Aim: Collect all lines from the listing that include the string "styles".

Record extracts:
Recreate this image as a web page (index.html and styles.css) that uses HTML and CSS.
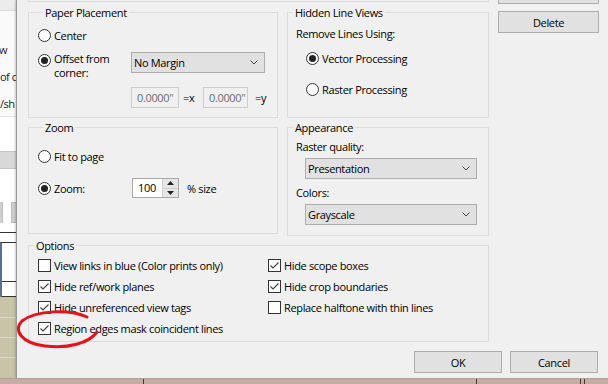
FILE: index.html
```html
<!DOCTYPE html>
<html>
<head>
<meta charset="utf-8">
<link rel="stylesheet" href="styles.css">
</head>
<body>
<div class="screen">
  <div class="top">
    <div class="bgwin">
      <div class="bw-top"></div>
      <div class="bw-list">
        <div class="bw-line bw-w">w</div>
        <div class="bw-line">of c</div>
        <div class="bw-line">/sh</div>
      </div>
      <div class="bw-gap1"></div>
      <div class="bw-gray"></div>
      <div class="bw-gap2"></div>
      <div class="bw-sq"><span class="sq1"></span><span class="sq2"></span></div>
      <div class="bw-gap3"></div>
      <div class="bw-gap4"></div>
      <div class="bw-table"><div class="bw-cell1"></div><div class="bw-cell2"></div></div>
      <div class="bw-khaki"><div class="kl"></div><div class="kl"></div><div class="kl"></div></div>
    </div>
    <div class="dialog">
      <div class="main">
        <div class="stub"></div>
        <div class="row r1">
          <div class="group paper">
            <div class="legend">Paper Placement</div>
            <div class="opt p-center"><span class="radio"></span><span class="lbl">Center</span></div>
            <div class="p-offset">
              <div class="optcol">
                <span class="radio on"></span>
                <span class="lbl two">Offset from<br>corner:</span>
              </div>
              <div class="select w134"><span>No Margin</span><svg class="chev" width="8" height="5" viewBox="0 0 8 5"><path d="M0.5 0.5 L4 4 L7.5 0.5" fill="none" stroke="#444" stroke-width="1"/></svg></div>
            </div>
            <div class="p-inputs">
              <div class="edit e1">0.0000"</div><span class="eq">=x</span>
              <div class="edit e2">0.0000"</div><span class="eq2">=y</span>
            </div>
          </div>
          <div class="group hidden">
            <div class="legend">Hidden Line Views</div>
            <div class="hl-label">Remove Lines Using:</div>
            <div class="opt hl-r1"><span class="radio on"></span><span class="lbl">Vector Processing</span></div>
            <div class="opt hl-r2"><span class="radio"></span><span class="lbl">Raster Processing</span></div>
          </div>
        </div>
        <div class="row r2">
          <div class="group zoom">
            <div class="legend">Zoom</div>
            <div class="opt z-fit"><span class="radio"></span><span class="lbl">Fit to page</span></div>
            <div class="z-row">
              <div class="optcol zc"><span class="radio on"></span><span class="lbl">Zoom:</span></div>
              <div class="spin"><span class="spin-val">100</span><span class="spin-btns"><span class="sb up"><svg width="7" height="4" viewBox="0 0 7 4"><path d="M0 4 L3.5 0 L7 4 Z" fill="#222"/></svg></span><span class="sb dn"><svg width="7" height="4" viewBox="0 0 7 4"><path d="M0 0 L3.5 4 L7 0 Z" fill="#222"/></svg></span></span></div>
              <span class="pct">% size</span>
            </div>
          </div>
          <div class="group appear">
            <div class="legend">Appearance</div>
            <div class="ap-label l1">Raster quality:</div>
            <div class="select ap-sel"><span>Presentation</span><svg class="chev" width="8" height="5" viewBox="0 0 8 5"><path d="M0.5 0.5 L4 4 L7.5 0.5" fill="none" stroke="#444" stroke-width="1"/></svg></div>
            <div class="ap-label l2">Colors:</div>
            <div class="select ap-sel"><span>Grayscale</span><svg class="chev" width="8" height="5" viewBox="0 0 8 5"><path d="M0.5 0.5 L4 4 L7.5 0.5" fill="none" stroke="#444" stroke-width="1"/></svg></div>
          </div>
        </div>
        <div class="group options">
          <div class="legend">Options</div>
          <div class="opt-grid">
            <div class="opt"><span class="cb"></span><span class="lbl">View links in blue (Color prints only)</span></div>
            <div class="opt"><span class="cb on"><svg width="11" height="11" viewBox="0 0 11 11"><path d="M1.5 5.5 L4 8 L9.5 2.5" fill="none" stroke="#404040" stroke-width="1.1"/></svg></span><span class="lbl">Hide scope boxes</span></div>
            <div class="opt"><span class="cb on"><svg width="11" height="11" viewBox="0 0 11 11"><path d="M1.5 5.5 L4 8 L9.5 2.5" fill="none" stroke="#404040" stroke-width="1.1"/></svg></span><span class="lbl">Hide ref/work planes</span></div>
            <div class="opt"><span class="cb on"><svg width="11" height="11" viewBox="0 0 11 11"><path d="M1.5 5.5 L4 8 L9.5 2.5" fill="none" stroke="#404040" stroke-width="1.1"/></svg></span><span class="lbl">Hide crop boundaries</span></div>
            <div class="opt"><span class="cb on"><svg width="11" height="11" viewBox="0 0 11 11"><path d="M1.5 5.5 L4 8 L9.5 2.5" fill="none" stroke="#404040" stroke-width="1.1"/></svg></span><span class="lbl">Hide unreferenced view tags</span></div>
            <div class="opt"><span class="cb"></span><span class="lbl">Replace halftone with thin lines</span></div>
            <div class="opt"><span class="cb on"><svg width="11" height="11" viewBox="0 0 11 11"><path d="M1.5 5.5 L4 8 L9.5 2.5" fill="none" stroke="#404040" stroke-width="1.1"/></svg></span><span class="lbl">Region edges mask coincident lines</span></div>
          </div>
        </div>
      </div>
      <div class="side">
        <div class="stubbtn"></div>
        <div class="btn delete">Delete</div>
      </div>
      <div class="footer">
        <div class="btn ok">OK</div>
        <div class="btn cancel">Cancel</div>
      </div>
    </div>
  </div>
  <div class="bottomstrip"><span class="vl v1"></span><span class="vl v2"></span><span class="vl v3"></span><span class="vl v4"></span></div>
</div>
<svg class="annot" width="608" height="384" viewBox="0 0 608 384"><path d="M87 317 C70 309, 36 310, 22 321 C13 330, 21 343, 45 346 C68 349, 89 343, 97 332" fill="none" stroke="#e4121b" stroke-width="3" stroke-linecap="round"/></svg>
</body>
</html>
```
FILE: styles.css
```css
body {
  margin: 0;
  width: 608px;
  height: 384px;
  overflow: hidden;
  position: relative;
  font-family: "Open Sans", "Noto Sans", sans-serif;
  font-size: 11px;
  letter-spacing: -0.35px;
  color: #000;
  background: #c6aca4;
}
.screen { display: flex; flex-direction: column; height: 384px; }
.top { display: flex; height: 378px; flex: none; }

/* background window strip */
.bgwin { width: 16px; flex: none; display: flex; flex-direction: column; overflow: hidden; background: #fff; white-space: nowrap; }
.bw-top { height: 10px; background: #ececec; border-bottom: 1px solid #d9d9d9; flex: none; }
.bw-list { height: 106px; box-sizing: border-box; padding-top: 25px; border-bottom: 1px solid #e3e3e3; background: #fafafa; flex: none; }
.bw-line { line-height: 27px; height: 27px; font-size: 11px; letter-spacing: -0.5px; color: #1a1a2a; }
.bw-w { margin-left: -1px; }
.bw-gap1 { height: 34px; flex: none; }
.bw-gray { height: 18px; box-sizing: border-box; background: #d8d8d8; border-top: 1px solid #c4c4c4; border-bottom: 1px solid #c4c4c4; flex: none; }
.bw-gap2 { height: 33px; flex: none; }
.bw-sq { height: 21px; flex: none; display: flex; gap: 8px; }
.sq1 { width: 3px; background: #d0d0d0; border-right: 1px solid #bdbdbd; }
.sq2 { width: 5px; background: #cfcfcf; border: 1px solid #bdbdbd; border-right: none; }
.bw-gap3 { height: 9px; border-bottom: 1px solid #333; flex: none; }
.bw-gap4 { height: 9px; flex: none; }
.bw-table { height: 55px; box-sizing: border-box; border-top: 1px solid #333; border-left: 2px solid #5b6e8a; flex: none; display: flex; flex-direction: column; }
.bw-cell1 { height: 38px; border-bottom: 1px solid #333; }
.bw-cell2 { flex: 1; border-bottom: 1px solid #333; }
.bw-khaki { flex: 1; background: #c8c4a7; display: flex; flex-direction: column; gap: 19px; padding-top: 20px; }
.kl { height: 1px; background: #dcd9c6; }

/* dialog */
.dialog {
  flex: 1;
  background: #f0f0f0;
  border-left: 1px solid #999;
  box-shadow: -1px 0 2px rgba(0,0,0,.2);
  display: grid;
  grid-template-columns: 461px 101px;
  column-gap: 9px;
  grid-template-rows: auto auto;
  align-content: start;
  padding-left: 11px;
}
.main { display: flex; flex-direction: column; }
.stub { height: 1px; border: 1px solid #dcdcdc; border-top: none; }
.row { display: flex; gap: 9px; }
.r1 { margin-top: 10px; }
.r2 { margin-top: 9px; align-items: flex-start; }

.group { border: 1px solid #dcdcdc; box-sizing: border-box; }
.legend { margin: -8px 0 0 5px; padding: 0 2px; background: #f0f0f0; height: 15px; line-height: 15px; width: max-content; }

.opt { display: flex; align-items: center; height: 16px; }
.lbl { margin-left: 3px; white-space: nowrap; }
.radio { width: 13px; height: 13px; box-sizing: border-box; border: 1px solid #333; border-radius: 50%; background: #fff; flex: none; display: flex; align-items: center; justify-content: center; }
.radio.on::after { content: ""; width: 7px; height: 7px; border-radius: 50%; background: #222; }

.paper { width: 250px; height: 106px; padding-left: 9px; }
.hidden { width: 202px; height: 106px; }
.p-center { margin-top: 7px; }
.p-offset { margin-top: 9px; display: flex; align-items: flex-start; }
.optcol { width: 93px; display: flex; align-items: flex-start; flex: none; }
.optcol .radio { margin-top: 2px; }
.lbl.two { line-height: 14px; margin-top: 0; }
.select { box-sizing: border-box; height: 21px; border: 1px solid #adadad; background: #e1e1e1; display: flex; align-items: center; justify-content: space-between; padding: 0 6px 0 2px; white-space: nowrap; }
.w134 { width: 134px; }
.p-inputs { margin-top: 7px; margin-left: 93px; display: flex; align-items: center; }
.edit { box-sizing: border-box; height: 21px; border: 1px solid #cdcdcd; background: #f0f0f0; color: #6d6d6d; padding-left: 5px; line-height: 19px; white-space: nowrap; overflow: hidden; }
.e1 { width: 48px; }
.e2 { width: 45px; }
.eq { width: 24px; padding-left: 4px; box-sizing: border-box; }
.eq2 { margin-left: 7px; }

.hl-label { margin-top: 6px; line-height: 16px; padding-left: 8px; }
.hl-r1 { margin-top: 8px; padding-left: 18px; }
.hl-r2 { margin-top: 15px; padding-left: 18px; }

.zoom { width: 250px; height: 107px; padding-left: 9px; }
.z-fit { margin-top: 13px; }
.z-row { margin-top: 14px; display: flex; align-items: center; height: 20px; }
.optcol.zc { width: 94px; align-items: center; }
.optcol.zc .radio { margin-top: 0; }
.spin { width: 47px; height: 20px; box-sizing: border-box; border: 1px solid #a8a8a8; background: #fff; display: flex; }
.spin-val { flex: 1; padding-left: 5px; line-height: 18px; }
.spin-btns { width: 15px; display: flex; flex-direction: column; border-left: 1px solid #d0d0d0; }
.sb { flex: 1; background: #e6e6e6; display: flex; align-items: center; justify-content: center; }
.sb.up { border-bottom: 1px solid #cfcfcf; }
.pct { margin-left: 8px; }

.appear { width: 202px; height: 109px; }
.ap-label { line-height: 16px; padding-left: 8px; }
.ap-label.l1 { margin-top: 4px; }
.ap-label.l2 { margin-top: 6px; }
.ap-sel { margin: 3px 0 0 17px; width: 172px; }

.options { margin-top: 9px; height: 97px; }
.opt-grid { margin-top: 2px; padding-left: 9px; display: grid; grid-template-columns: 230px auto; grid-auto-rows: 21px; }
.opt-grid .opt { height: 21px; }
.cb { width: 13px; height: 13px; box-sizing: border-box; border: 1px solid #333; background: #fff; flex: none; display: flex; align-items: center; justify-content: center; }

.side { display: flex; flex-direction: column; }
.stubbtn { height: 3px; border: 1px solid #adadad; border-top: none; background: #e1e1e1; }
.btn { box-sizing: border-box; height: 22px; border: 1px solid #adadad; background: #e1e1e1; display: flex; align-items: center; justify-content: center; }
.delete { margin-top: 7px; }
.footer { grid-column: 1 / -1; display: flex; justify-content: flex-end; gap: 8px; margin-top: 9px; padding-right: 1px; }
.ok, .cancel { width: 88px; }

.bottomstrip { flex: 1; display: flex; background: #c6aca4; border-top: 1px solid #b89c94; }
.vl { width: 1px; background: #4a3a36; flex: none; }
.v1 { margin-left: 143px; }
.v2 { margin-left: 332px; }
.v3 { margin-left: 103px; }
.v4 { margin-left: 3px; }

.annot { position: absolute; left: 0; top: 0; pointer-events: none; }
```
==
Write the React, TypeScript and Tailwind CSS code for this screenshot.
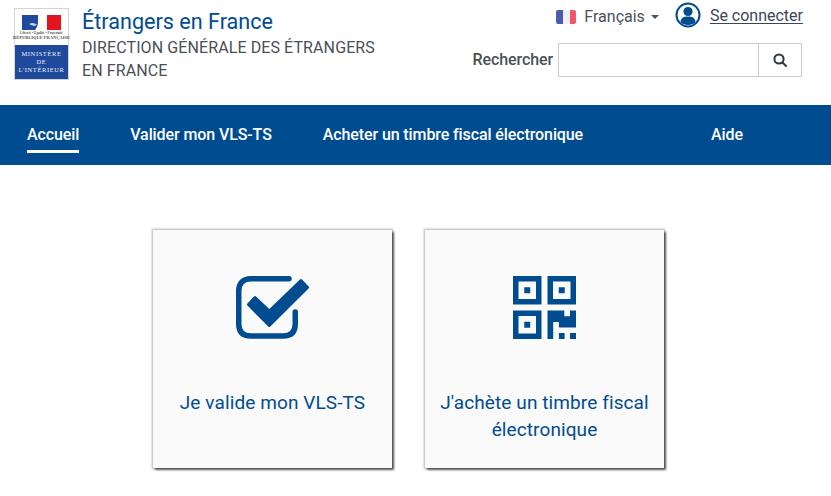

Worked solution:
Recreate this image as a web page (index.html and styles.css) that uses HTML and CSS.
<link rel="stylesheet" href="styles.css">
FILE: styles.css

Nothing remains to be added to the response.